Learning to Simulate: Generative Metamodeling via Quantile Regression
- URL: http://arxiv.org/abs/2311.17797v1
- Date: Wed, 29 Nov 2023 16:46:24 GMT
- Title: Learning to Simulate: Generative Metamodeling via Quantile Regression
- Authors: L. Jeff Hong and Yanxi Hou and Qingkai Zhang and Xiaowei Zhang
- Abstract summary: We propose a new metamodeling concept, called generative metamodeling, which aims to construct a "fast simulator of the simulator"
Once constructed, a generative metamodel can generate a large amount of random outputs as soon as the inputs are specified.
We propose a new algorithm -- quantile-regression-based generative metamodeling (QRGMM) -- and study its convergence and rate of convergence.
- Score: 2.2518304637809714
- License: http://creativecommons.org/licenses/by-nc-nd/4.0/
- Abstract: Stochastic simulation models, while effective in capturing the dynamics of
complex systems, are often too slow to run for real-time decision-making.

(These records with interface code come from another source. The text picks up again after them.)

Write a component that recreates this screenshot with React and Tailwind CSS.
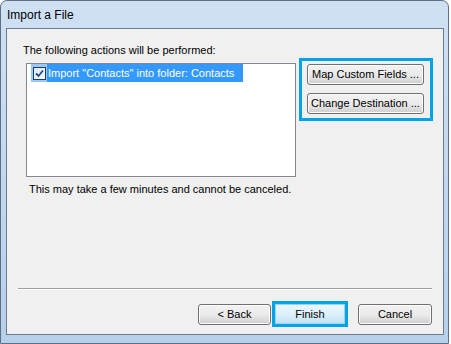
import React from 'react';

const font = { fontFamily: '"Liberation Sans", Arial, sans-serif' };

const WinButton = ({ children, className = '' }) => (
  <button
    className={`h-[21px] rounded-[3px] border border-[#707070] bg-gradient-to-b from-[#f2f2f2] via-[#ebebeb] to-[#cfcfcf] text-[11px] leading-none text-black whitespace-nowrap shadow-[inset_0_0_0_1px_#fcfcfc] ${className}`}
  >
    {children}
  </button>
);

const Checkbox = () => (
  <div className="w-[13px] h-[13px] border border-[#1c3e6e] bg-gradient-to-br from-[#dce8f5] to-[#f7fbff] flex items-center justify-center">
    <svg width="9" height="9" viewBox="0 0 9 9">
      <path d="M1 4.5 L3.5 7 L8 1.5" fill="none" stroke="#1f4c8a" strokeWidth="1.8" />
    </svg>
  </div>
);

export default function App() {
  return (
    <div className="w-[451px] h-[344px] bg-white" style={font}>
      <div className="w-[449px] h-[344px] rounded-t-[7px] border border-[#5c6f84] bg-gradient-to-b from-[#cfe0f3] via-[#c3d8ee] to-[#b7cfe9] px-[5px] flex flex-col">
        {/* Title bar */}
        <div className="h-[27px] flex items-center pl-[1px] text-[12px] text-black">Import a File</div>

        {/* Client area */}
        <div className="w-[438px] h-[307px] border border-[#6d7d8f] bg-[#f0f0f0] flex flex-col text-[11px] text-black">
          <div className="pl-[16px] pt-[14px] leading-[15px]">The following actions will be performed:</div>

          <div className="flex items-start">
            {/* List */}
            <div className="ml-[19px] mt-[5px] w-[270px] h-[114px] border border-[#828790] bg-white">
              <div className="ml-[4px] flex h-[18px] w-[212px]">
                <div className="w-[16px] bg-[#99c9f7] flex items-center justify-center">
                  <Checkbox />
                </div>
                <div className="flex-1 bg-[#3399ff] text-white flex items-center pl-[1px] whitespace-nowrap">
                  Import "Contacts" into folder: Contacts
                </div>
              </div>
            </div>

            {/* Highlighted buttons */}
            <div className="ml-[3px] w-[134px] h-[63px] border-[3px] border-[#00a2e8] pl-[5px] pt-[3px] flex flex-col gap-[8px]">
              <WinButton className="w-[117px] text-left pl-[4px]">Map Custom Fields ...</WinButton>
              <WinButton className="w-[117px] text-left pl-[3px]">Change Destination ...</WinButton>
            </div>
          </div>

          <div className="pl-[22px] mt-[5px] leading-[15px]">This may take a few minutes and cannot be canceled.</div>

          <div className="flex-1" />

          <div className="mx-[11px] h-[2px] border-t border-[#a0a0a0] border-b border-b-white" />

          <div className="mt-[11px] mb-[7px] pr-[11px] flex justify-end items-center">
            <WinButton className="w-[73px]">&lt; Back</WinButton>
            <div className="ml-[1px] w-[76px] h-[26px] border-[3px] border-[#00a2e8]">
              <button className="w-full h-full border border-[#9fd0f0] bg-gradient-to-b from-[#eaf6fd] via-[#dcf0fb] to-[#c4e3f6] text-[11px] leading-none text-black">
                Finish
              </button>
            </div>
            <WinButton className="ml-[10px] w-[74px]">Cancel</WinButton>
          </div>
        </div>
      </div>
    </div>
  );
}
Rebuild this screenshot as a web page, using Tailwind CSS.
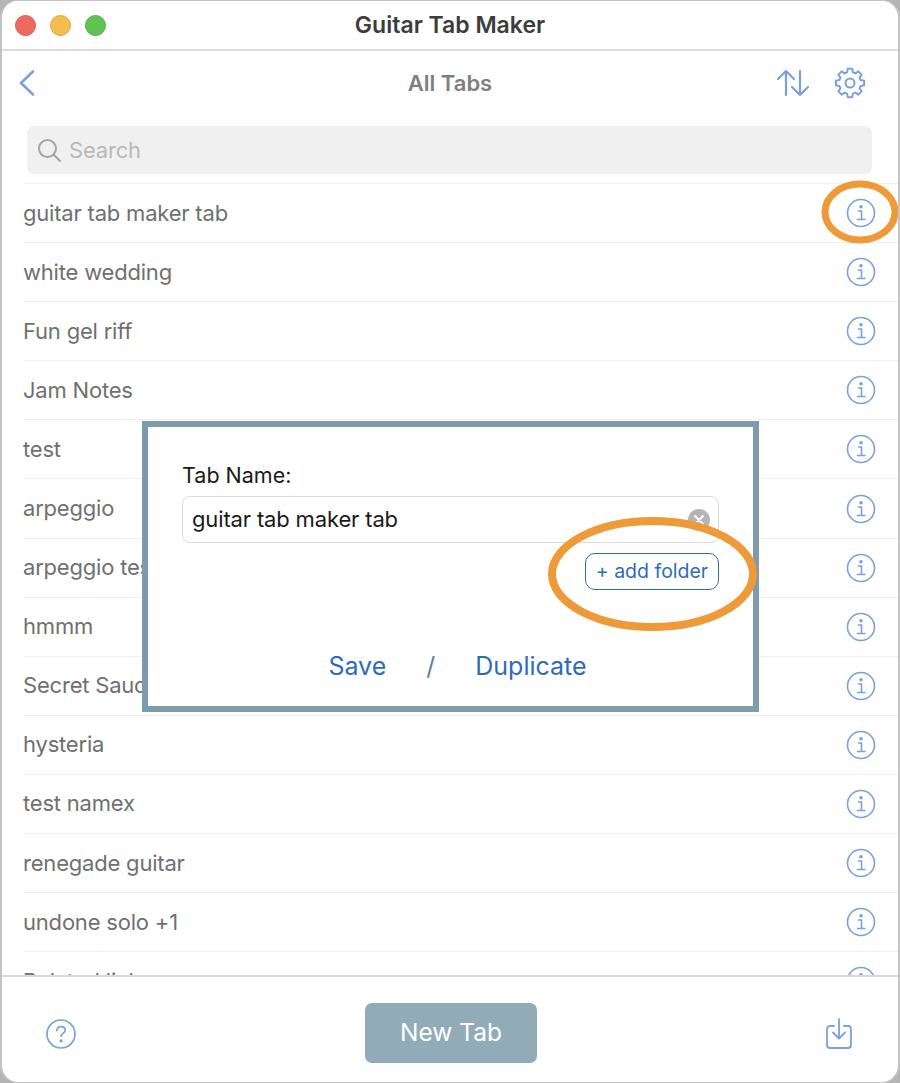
<!DOCTYPE html>
<html lang="en">
<head>
    <meta charset="UTF-8">
    <title>Guitar Tab Maker</title>
    <script src="https://cdn.jsdelivr.net/npm/@tailwindcss/browser@4"></script>
</head>
<body class="bg-[#b4b4b4] font-['Inter','Liberation_Sans',sans-serif]">
    <div class="relative w-[900px] h-[1083px] flex flex-col overflow-hidden rounded-[18px] bg-white border-l-2 border-r-2 border-t border-b border-[#c4c4c4]">

        <!-- title bar -->
        <header class="relative h-[50px] shrink-0 flex items-center justify-center border-b-2 border-[#dcdcdc] bg-white">
            <div class="absolute left-[13px] top-[14px] flex gap-[14px]">
                <span class="w-[21px] h-[21px] rounded-full bg-[#ee6a5f] border border-[#d05a50]"></span>
                <span class="w-[21px] h-[21px] rounded-full bg-[#f5bd4f] border border-[#d9a441]"></span>
                <span class="w-[21px] h-[21px] rounded-full bg-[#61c354] border border-[#52a847]"></span>
            </div>
            <h1 class="text-[23px] font-semibold text-[#3c3c3c]">Guitar Tab Maker</h1>
        </header>

        <!-- nav bar -->
        <nav class="relative h-[75px] shrink-0 flex items-center justify-center pb-[10px]">
            <svg class="absolute left-[16px] top-[18px] w-[18px] h-[28px]" viewBox="0 0 18 28" fill="none" stroke="#7ba1dc" stroke-width="2.6" stroke-linecap="round" stroke-linejoin="round"><path d="M15 2.5 3 14l12 11.5"/></svg>
            <span class="text-[22px] font-semibold text-[#7f7f7f]">All Tabs</span>
            <svg class="absolute left-[774px] top-[17px] w-[34px] h-[30px]" viewBox="0 0 34 30" fill="none" stroke="#7ba1dc" stroke-width="2.2" stroke-linecap="round" stroke-linejoin="round"><path d="M10 27V3M2 11l8-8 8 8M24 3v24M16 19l8 8 8-8"/></svg>
            <svg class="absolute left-[832px] top-[16px] w-[32px] h-[32px]" viewBox="0 0 24 24" fill="none" stroke="#7ba1dc" stroke-width="1.5" stroke-linecap="round" stroke-linejoin="round"><path d="M10.3 2.6h3.4l.5 2.6 1.9.8 2.2-1.5 2.4 2.4-1.5 2.2.8 1.9 2.6.5v3.4l-2.6.5-.8 1.9 1.5 2.2-2.4 2.4-2.2-1.5-1.9.8-.5 2.6h-3.4l-.5-2.6-1.9-.8-2.2 1.5-2.4-2.4 1.5-2.2-.8-1.9-2.6-.5v-3.4l2.6-.5.8-1.9-1.5-2.2 2.4-2.4 2.2 1.5 1.9-.8z" transform="translate(0 -1.2)"/><circle cx="12" cy="12" r="3.4"/></svg>
        </nav>

        <!-- search -->
        <div class="shrink-0 h-[57px] px-[25px]">
            <div class="h-[48px] w-[845px] flex items-center gap-[7px] pl-[10px] rounded-[7px] bg-[#f0f0f0]">
                <svg class="w-[25px] h-[25px]" viewBox="0 0 25 25" fill="none" stroke="#a5a5a5" stroke-width="2" stroke-linecap="round"><circle cx="10.5" cy="10.5" r="8.5"/><path d="m17 17 6 6"/></svg>
                <span class="text-[22px] tracking-[-0.2px] text-[#b9b9b9]">Search</span>
            </div>
        </div>

        <!-- tab list -->
        <ul id="tab-list" class="flex-1 min-h-0 overflow-hidden pl-[21px]"></ul>

        <!-- footer -->
        <footer class="relative h-[107px] shrink-0 flex items-center justify-center border-t-2 border-[#d8d8d8] pt-[6px] pl-[2px]">
            <svg class="absolute left-[43px] top-[41px] w-[32px] h-[32px]" viewBox="0 0 32 32" fill="none" stroke="#7ba1dc" stroke-width="1.7" stroke-linecap="round"><circle cx="16" cy="16" r="14"/><path d="M11.8 12.6c.2-2.6 2-4 4.3-4 2.4 0 4.1 1.5 4.1 3.6 0 3-4 3.4-4.1 6.2"/><circle cx="16" cy="22.8" r=".8" fill="#7ba1dc"/></svg>
            <button class="w-[172px] h-[60px] rounded-[7px] bg-[#92abb9] text-[24.5px] text-white">New Tab</button>
            <svg class="absolute left-[823px] top-[40px] w-[28px] h-[34px]" viewBox="0 0 28 34" fill="none" stroke="#7ba1dc" stroke-width="1.8" stroke-linecap="round" stroke-linejoin="round"><path d="M9 9H5a3 3 0 0 0-3 3v16a3 3 0 0 0 3 3h18a3 3 0 0 0 3-3V12a3 3 0 0 0-3-3h-4"/><path d="M14 2v19M8 15.5l6 6 6-6"/></svg>
        </footer>

        <!-- tab name dialog -->
        <div class="absolute left-[140px] top-[420px] w-[617px] h-[291px] bg-white border-[6px] border-[#7d9bad] px-[34px] pt-[34px]">
            <p class="text-[21.5px] leading-[28px] text-[#1a1a1a]">Tab Name:</p>
            <div class="relative mt-[7px] w-[537px] h-[47px] flex items-center pl-[9px] rounded-[8px] border border-[#dcdcdc] text-[22px] tracking-[-0.15px] text-[#1a1a1a]">
                guitar tab maker tab
                <span class="absolute right-[8px] top-[12px] w-[22px] h-[22px] flex items-center justify-center rounded-full bg-[#b5b5b5]">
                    <svg class="w-[10px] h-[10px]" viewBox="0 0 10 10" stroke="#ffffff" stroke-width="2" stroke-linecap="round"><path d="m1 1 8 8M9 1 1 9"/></svg>
                </span>
            </div>
            <div class="flex justify-end mt-[10px] w-[537px]">
                <button class="w-[134px] h-[37px] pt-[1px] rounded-[10px] border border-[#2f6cb8] text-[19.5px] text-[#2f6cb8]">+ add folder</button>
            </div>
            <div class="flex items-center justify-center gap-[40px] mt-[58px] w-[537px] pl-[14px] text-[25px] text-[#2f6cb8]">
                <span>Save</span>
                <span class="text-[#5f7f95]">/</span>
                <span>Duplicate</span>
            </div>
        </div>

        <!-- orange annotations -->
        <svg class="absolute left-0 top-0 pointer-events-none" width="900" height="1083" viewBox="0 0 900 1083" fill="none" stroke="#ee9a38">
            <ellipse cx="858" cy="211" rx="35" ry="28" stroke-width="7"/>
            <ellipse cx="650.500" cy="573" rx="100.500" ry="53" stroke-width="8"/>
        </svg>
    </div>

    <script>
        const tabs = ['guitar tab maker tab', 'white wedding', 'Fun gel riff', 'Jam Notes', 'test', 'arpeggio', 'arpeggio test', 'hmmm', 'Secret Sauce', 'hysteria', 'test namex', 'renegade guitar', 'undone solo +1', 'Belated lick'];
        const list = document.getElementById('tab-list');

        tabs.forEach(name => {
            const row = document.createElement('li');
            row.className = 'h-[59.1px] flex items-center justify-between pr-[22px] border-t border-[#f0f0f0] text-[22px] tracking-[-0.2px] text-[#707070]';
            row.innerHTML = `<span>${name}</span>
                <svg class="w-[30px] h-[30px]" viewBox="0 0 30 30" fill="none" stroke="#7ba1dc" stroke-width="1.6" stroke-linecap="round"><circle cx="15" cy="15" r="13.5"/><circle cx="15" cy="8.8" r="1" fill="#7ba1dc"/><path d="M12.5 13h3v8.5M11.5 21.5h7.5"/></svg>`;
            list.appendChild(row);
        });
    </script>
</body>
</html>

Metamodeling techniques are widely used to learn the relationship between a
summary statistic of the outputs (e.g., the mean or quantile) and the inputs of
the simulator, so that it can be used in real time. However, this methodology
requires the knowledge of an appropriate summary statistic in advance, making
it inflexible for many practical situations. In this paper, we propose a new
metamodeling concept, called generative metamodeling, which aims to construct a
"fast simulator of the simulator". This technique can generate random outputs
substantially faster than the original simulation model, while retaining an
approximately equal conditional distribution given the same inputs. Once
constructed, a generative metamodel can instantaneously generate a large amount
of random outputs as soon as the inputs are specified, thereby facilitating the
immediate computation of any summary statistic for real-time decision-making.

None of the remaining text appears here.